**Do this**
Tally the lines of the listing that contain the string "page". Give the number and nothing else.

>>>

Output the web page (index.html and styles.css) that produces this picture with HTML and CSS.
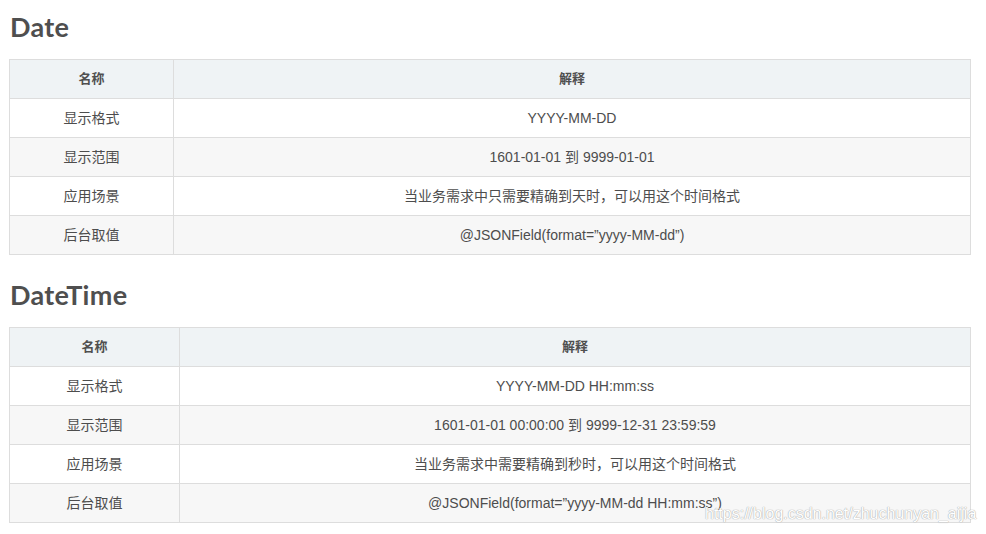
FILE: index.html
```html
<!DOCTYPE html>
<html lang="zh-CN">
  <head>
    <meta charset="UTF-8" />
    <title>Date / DateTime</title>
    <link rel="stylesheet" href="styles.css">
  </head>
  <body>
    <div class="article">
      <h2 class="first">Date</h2>
      <table class="tbl-date">
        <thead>
          <tr><th class="name">名称</th><th>解释</th></tr>
        </thead>
        <tbody>
          <tr><td>显示格式</td><td>YYYY-MM-DD</td></tr>
          <tr><td>显示范围</td><td>1601-01-01 到 9999-01-01</td></tr>
          <tr><td>应用场景</td><td>当业务需求中只需要精确到天时，可以用这个时间格式</td></tr>
          <tr><td>后台取值</td><td>@JSONField(format=”yyyy-MM-dd”)</td></tr>
        </tbody>
      </table>

      <h2>DateTime</h2>
      <table class="tbl-datetime">
        <thead>
          <tr><th class="name">名称</th><th>解释</th></tr>
        </thead>
        <tbody>
          <tr><td>显示格式</td><td>YYYY-MM-DD HH:mm:ss</td></tr>
          <tr><td>显示范围</td><td>1601-01-01 00:00:00 到 9999-12-31 23:59:59</td></tr>
          <tr><td>应用场景</td><td>当业务需求中需要精确到秒时，可以用这个时间格式</td></tr>
          <tr><td>后台取值</td><td>@JSONField(format=”yyyy-MM-dd HH:mm:ss”)</td></tr>
        </tbody>
      </table>
    </div>
    <div class="watermark">https://blog.csdn.net/zhuchunyan_aijia</div>
  </body>
</html>
```

FILE: styles.css
```css
* {
  margin: 0;
  padding: 0;
  box-sizing: border-box;
}
body {
  font-family: "Liberation Sans", Arial, "Noto Sans CJK SC", sans-serif;
  background-color: #fff;
  color: #4d4d4d;
  position: relative;
  width: 986px;
  height: 534px;
  overflow: hidden;
}
.article {
  padding: 0 16px 0 9px;
}
h2 {
  font-family: Lato, "Noto Sans CJK SC", sans-serif;
  font-size: 27px;
  line-height: 32px;
  font-weight: bold;
  color: #4f4f4f;
  letter-spacing: 0.3px;
  margin: 24px 0 16px 1px;
}
h2.first {
  margin-top: 11px;
}
table {
  width: 962px;
  border-collapse: collapse;
  font-size: 14px;
}
th, td {
  border: 1px solid #ddd;
  text-align: center;
  line-height: 22px;
  padding: 8px 10px;
}
th {
  background-color: #eff3f5;
  font-weight: bold;
  color: #4f4f4f;
  font-size: 13px;
}
tbody tr:nth-child(even) td {
  background-color: #f7f7f7;
}
.tbl-date .name {
  width: 164px;
}
.tbl-datetime .name {
  width: 170px;
}
.watermark {
  position: absolute;
  left: 705px;
  top: 505px;
  font-size: 16px;
  font-family: "Liberation Sans", Arial, sans-serif;
  color: #fff;
  text-shadow: 0 0 1px #a8a8a8, 0 0 1px #a8a8a8;
}
```
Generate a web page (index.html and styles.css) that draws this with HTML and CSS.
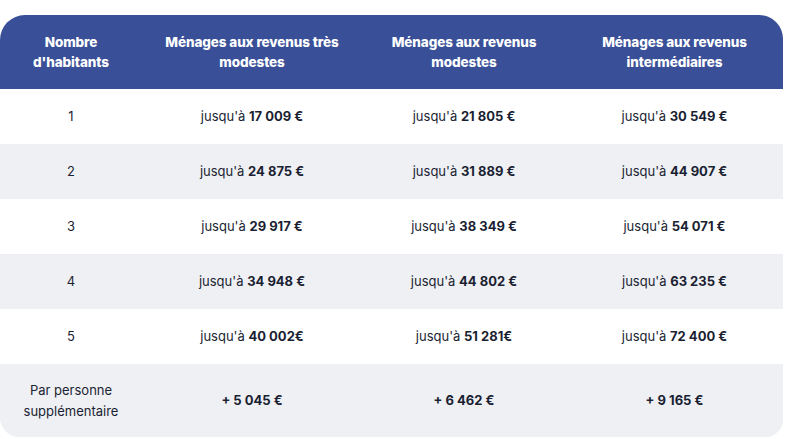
FILE: index.html
```html
<!DOCTYPE html>
<html lang="fr">
<head>
<meta charset="utf-8">
<link rel="stylesheet" href="styles.css">
</head>
<body>
<div class="wrap">
<table class="grid">
  <colgroup>
    <col class="c1"><col class="c2"><col class="c3"><col class="c4">
  </colgroup>
  <thead>
    <tr>
      <th>Nombre<br>d'habitants</th>
      <th>Ménages aux revenus très<br>modestes</th>
      <th>Ménages aux revenus<br>modestes</th>
      <th>Ménages aux revenus<br>intermédiaires</th>
    </tr>
  </thead>
  <tbody>
    <tr><td>1</td><td>jusqu'à <b>17 009 €</b></td><td>jusqu'à <b>21 805 €</b></td><td>jusqu'à <b>30 549 €</b></td></tr>
    <tr class="alt"><td>2</td><td>jusqu'à <b>24 875 €</b></td><td>jusqu'à <b>31 889 €</b></td><td>jusqu'à <b>44 907 €</b></td></tr>
    <tr><td>3</td><td>jusqu'à <b>29 917 €</b></td><td>jusqu'à <b>38 349 €</b></td><td>jusqu'à <b>54 071 €</b></td></tr>
    <tr class="alt"><td>4</td><td>jusqu'à <b>34 948 €</b></td><td>jusqu'à <b>44 802 €</b></td><td>jusqu'à <b>63 235 €</b></td></tr>
    <tr><td>5</td><td>jusqu'à <b>40 002€</b></td><td>jusqu'à <b>51 281€</b></td><td>jusqu'à <b>72 400 €</b></td></tr>
    <tr class="alt last"><td>Par personne<br>supplémentaire</td><td><b>+ 5 045 €</b></td><td><b>+ 6 462 €</b></td><td><b>+ 9 165 €</b></td></tr>
  </tbody>
</table>
</div>
</body>
</html>
```

FILE: styles.css
```css
html, body {
  margin: 0;
  background: #ffffff;
}
body {
  padding-top: 15px;
  font-family: Inter, "Noto Sans", sans-serif;
  color: #1b1f32;
}
.wrap {
  width: 783px;
  height: 422px;
  border-radius: 25px 24px 18px 20px;
  overflow: hidden;
  background: #eef0f4;
}
.grid {
  width: 783px;
  border-collapse: collapse;
  table-layout: fixed;
}
.c1 { width: 142px; }
.c2 { width: 220px; }
.c3 { width: 204px; }
.c4 { width: 217px; }
.grid th {
  height: 74px;
  padding: 0;
  background: #394f97;
  color: #ffffff;
  font-weight: 800;
  font-size: 13.5px;
  line-height: 20px;
  letter-spacing: -0.1px;
  text-align: center;
  vertical-align: middle;
}
.grid td {
  height: 55px;
  padding: 0;
  background: #ffffff;
  font-size: 13px;
  line-height: 21px;
  text-align: center;
  vertical-align: middle;
}
.grid tr.alt td {
  background: #eef0f4;
}
.grid tr.last td {
  height: 73px;
}
.grid b {
  font-weight: 700;
}
```
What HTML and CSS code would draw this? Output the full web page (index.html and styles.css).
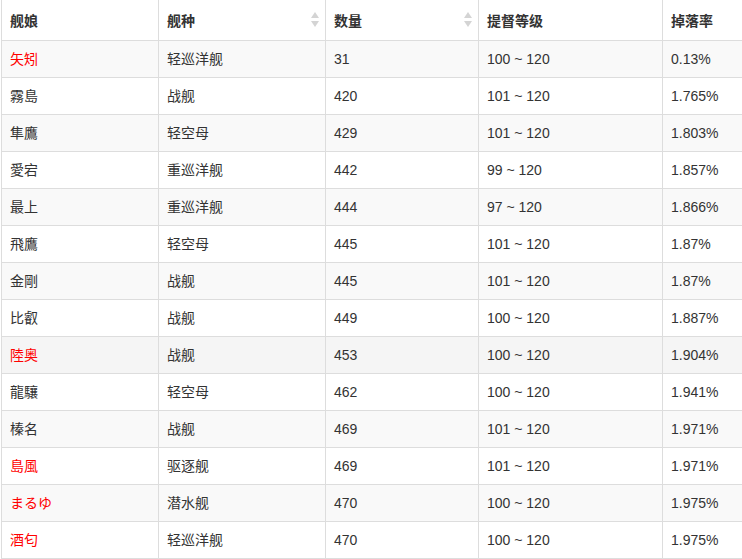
FILE: index.html
```html
<!DOCTYPE html>
<html lang="zh">
<head>
<meta charset="utf-8">
<title>掉落率</title>
<link rel="stylesheet" href="styles.css">
</head>
<body>
<div class="wrap">
<table class="drops">
  <colgroup>
    <col class="c1"><col class="c2"><col class="c3"><col class="c4"><col class="c5">
  </colgroup>
  <thead>
    <tr>
      <th>舰娘</th>
      <th class="sortable">舰种<svg class="sort" width="8" height="15" viewBox="0 0 8 15"><path d="M4 0 L8 6 L0 6 Z" fill="#d4d4d4"/><path d="M4 15 L8 9 L0 9 Z" fill="#d4d4d4"/></svg></th>
      <th class="sortable">数量<svg class="sort" width="8" height="15" viewBox="0 0 8 15"><path d="M4 0 L8 6 L0 6 Z" fill="#d4d4d4"/><path d="M4 15 L8 9 L0 9 Z" fill="#d4d4d4"/></svg></th>
      <th>提督等级</th>
      <th>掉落率</th>
    </tr>
  </thead>
  <tbody>
    <tr><td class="red">矢矧</td><td>轻巡洋舰</td><td>31</td><td>100 ~ 120</td><td>0.13%</td></tr>
    <tr><td>霧島</td><td>战舰</td><td>420</td><td>101 ~ 120</td><td>1.765%</td></tr>
    <tr><td>隼鷹</td><td>轻空母</td><td>429</td><td>101 ~ 120</td><td>1.803%</td></tr>
    <tr><td>愛宕</td><td>重巡洋舰</td><td>442</td><td>99 ~ 120</td><td>1.857%</td></tr>
    <tr><td>最上</td><td>重巡洋舰</td><td>444</td><td>97 ~ 120</td><td>1.866%</td></tr>
    <tr><td>飛鷹</td><td>轻空母</td><td>445</td><td>101 ~ 120</td><td>1.87%</td></tr>
    <tr><td>金剛</td><td>战舰</td><td>445</td><td>101 ~ 120</td><td>1.87%</td></tr>
    <tr><td>比叡</td><td>战舰</td><td>449</td><td>100 ~ 120</td><td>1.887%</td></tr>
    <tr class="hover"><td class="red">陸奥</td><td>战舰</td><td>453</td><td>100 ~ 120</td><td>1.904%</td></tr>
    <tr><td>龍驤</td><td>轻空母</td><td>462</td><td>100 ~ 120</td><td>1.941%</td></tr>
    <tr><td>榛名</td><td>战舰</td><td>469</td><td>101 ~ 120</td><td>1.971%</td></tr>
    <tr><td class="red">島風</td><td>驱逐舰</td><td>469</td><td>101 ~ 120</td><td>1.971%</td></tr>
    <tr><td class="red">まるゆ</td><td>潜水舰</td><td>470</td><td>100 ~ 120</td><td>1.975%</td></tr>
    <tr><td class="red">酒匂</td><td>轻巡洋舰</td><td>470</td><td>100 ~ 120</td><td>1.975%</td></tr>
  </tbody>
</table>
</div>
</body>
</html>
```
FILE: styles.css
```css
html, body {
  margin: 0;
  padding: 0;
  background: #fff;
  overflow: hidden;
}
.wrap {
  width: 742px;
  padding-left: 1px;
  box-sizing: border-box;
  overflow: hidden;
}
.drops {
  border-collapse: collapse;
  table-layout: fixed;
  width: 741px;
  font-family: "Liberation Sans", "Noto Sans CJK SC", sans-serif;
  font-size: 14px;
  line-height: 20px;
  color: #333;
}
.c1 { width: 157px; }
.c2 { width: 167px; }
.c3 { width: 153px; }
.c4 { width: 184px; }
.c5 { width: 80px; }
.drops th,
.drops td {
  border: 1px solid #ddd;
  padding: 8px;
  text-align: left;
  vertical-align: middle;
  white-space: nowrap;
}
.drops th:last-child,
.drops td:last-child {
  border-right: none;
}
.drops th {
  border-top: none;
  height: 23px;
  padding-top: 9px;
  padding-bottom: 8px;
  font-weight: bold;
}
.drops th.sortable {
  position: relative;
}
.sort {
  position: absolute;
  right: 6px;
  top: 12px;
}
.drops tbody tr:nth-child(odd) {
  background: #f9f9f9;
}
.drops tbody tr.hover {
  background: #f5f5f5;
}
.red {
  color: #f00;
}
```
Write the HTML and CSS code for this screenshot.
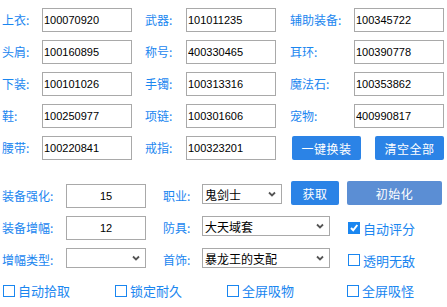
FILE: index.html
```html
<!DOCTYPE html>
<html lang="zh-CN">
<head>
  <meta charset="UTF-8" />
  <title>装备设置</title>
  <link rel="stylesheet" href="styles.css">
</head>
<body>
  <div class="panel">
    <!-- Equipment codes -->
    <div class="equip-grid">
      <span class="label">上衣:</span><input class="code" type="text" value="100070920">
      <span class="label">武器:</span><input class="code" type="text" value="101011235">
      <span class="label">辅助装备:</span><input class="code" type="text" value="100345722">

      <span class="label">头肩:</span><input class="code" type="text" value="100160895">
      <span class="label">称号:</span><input class="code" type="text" value="400330465">
      <span class="label">耳环:</span><input class="code" type="text" value="100390778">

      <span class="label">下装:</span><input class="code" type="text" value="100101026">
      <span class="label">手镯:</span><input class="code" type="text" value="100313316">
      <span class="label">魔法石:</span><input class="code" type="text" value="100353862">

      <span class="label">鞋:</span><input class="code" type="text" value="100250977">
      <span class="label">项链:</span><input class="code" type="text" value="100301606">
      <span class="label">宠物:</span><input class="code" type="text" value="400990817">

      <span class="label">腰带:</span><input class="code" type="text" value="100220841">
      <span class="label">戒指:</span><input class="code" type="text" value="100323201">
      <div class="action-pair">
        <button class="btn">一键换装</button>
        <button class="btn">清空全部</button>
      </div>
    </div>

    <!-- Character setup -->
    <div class="setup-grid">
      <span class="label">装备强化:</span>
      <div><input class="num" type="text" value="15"></div>
      <span class="label">职业:</span>
      <div class="inline">
        <div class="select short">
          <select><option>鬼剑士</option></select>
          <svg class="chev" width="8" height="6" viewBox="0 0 8 6"><path d="M1 1.5 L4 4.5 L7 1.5" fill="none" stroke="#555" stroke-width="1.8"/></svg>
        </div>
        <button class="btn small">获取</button>
      </div>
      <div><button class="btn wide">初始化</button></div>

      <span class="label">装备增幅:</span>
      <div><input class="num" type="text" value="12"></div>
      <span class="label">防具:</span>
      <div class="select long">
        <select><option>大天域套</option></select>
        <svg class="chev" width="8" height="6" viewBox="0 0 8 6"><path d="M1 1.5 L4 4.5 L7 1.5" fill="none" stroke="#555" stroke-width="1.8"/></svg>
      </div>
      <label class="check"><span class="box on"><svg width="10" height="10" viewBox="0 0 10 10"><path d="M2 5 L4.2 7.3 L8.3 2" fill="none" stroke="#fff" stroke-width="2"/></svg></span>自动评分</label>

      <span class="label">增幅类型:</span>
      <div class="select short">
        <select><option></option></select>
        <svg class="chev" width="8" height="6" viewBox="0 0 8 6"><path d="M1 1.5 L4 4.5 L7 1.5" fill="none" stroke="#555" stroke-width="1.8"/></svg>
      </div>
      <span class="label">首饰:</span>
      <div class="select long">
        <select><option>暴龙王的支配</option></select>
        <svg class="chev" width="8" height="6" viewBox="0 0 8 6"><path d="M1 1.5 L4 4.5 L7 1.5" fill="none" stroke="#555" stroke-width="1.8"/></svg>
      </div>
      <label class="check"><span class="box"></span>透明无敌</label>
    </div>

    <!-- Toggles -->
    <div class="toggles">
      <label class="check"><span class="box"></span>自动拾取</label>
      <label class="check"><span class="box"></span>锁定耐久</label>
      <label class="check"><span class="box"></span>全屏吸物</label>
      <label class="check"><span class="box"></span>全屏吸怪</label>
    </div>
  </div>
</body>
</html>
```

FILE: styles.css
```css
* {
  box-sizing: border-box;
}
body {
  margin: 0;
  background: #fff;
  font-family: "Noto Sans CJK SC", sans-serif;
  font-size: 12px;
  color: #000;
}
.panel {
  width: 447px;
  height: 307px;
  padding-top: 8px;
}
.label {
  color: #1a86f0;
  font-size: 12px;
  line-height: 14px;
  align-self: center;
  white-space: nowrap;
}
/* Top grid: equipment codes */
.equip-grid {
  display: grid;
  grid-template-columns: 40px 103px 41px 104px 64px 90px;
  grid-auto-rows: 24px;
  row-gap: 8px;
  padding-left: 2px;
}
.code {
  width: 90px;
  height: 24px;
  border: 1px solid #a9a9a9;
  padding: 0 1px;
  font-family: "Liberation Sans", sans-serif;
  font-size: 11px;
  color: #000;
  outline: none;
}
.action-pair {
  grid-column: span 2;
  display: flex;
  gap: 14px;
  padding-left: 2px;
}
.btn {
  border: none;
  border-radius: 2px;
  background: #2b83e6;
  color: #fff;
  font-family: "Noto Sans CJK SC", sans-serif;
  font-size: 12px;
  letter-spacing: 0.5px;
  height: 24px;
  width: 69px;
  padding: 0;
}
/* Setup grid */
.setup-grid {
  display: grid;
  grid-template-columns: 64px 97px 39px 145px 100px;
  grid-auto-rows: 24px;
  row-gap: 8px;
  padding-left: 2px;
  margin-top: 24px;
}
.num {
  width: 80px;
  height: 24px;
  border: 1px solid #a9a9a9;
  text-align: center;
  font-family: "Liberation Sans", sans-serif;
  font-size: 11px;
  outline: none;
}
.inline {
  display: flex;
  align-items: flex-start;
}
.btn.small {
  width: 48px;
  margin-left: 9px;
  margin-top: -3px;
}
.btn.wide {
  width: 95px;
  margin-top: -3px;
  background: #5b8ed4;
}
.select {
  position: relative;
  height: 20px;
}
.select.short {
  width: 80px;
}
.select.long {
  width: 128px;
}
.select select {
  appearance: none;
  width: 100%;
  height: 20px;
  border: 1px solid #a9a9a9;
  border-radius: 0;
  background: #fff;
  padding: 0 2px;
  font-family: "Noto Sans CJK SC", sans-serif;
  font-size: 12px;
  color: #000;
  outline: none;
}
.chev {
  position: absolute;
  right: 6px;
  top: 7px;
}
.check {
  display: flex;
  align-items: center;
  color: #1a86f0;
  font-size: 13px;
  line-height: 15px;
  white-space: nowrap;
}
.box {
  width: 12px;
  height: 12px;
  border: 1px solid #1a86f0;
  margin-right: 3px;
  display: flex;
  align-items: center;
  justify-content: center;
}
.box.on {
  background: #1a86f0;
}
.setup-grid .check {
  margin-left: 1px;
}
/* Bottom toggles */
.toggles {
  display: grid;
  grid-template-columns: 112px 112px 120px auto;
  padding-left: 3px;
  margin-top: 11px;
}
```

<<<

**Completed task**
3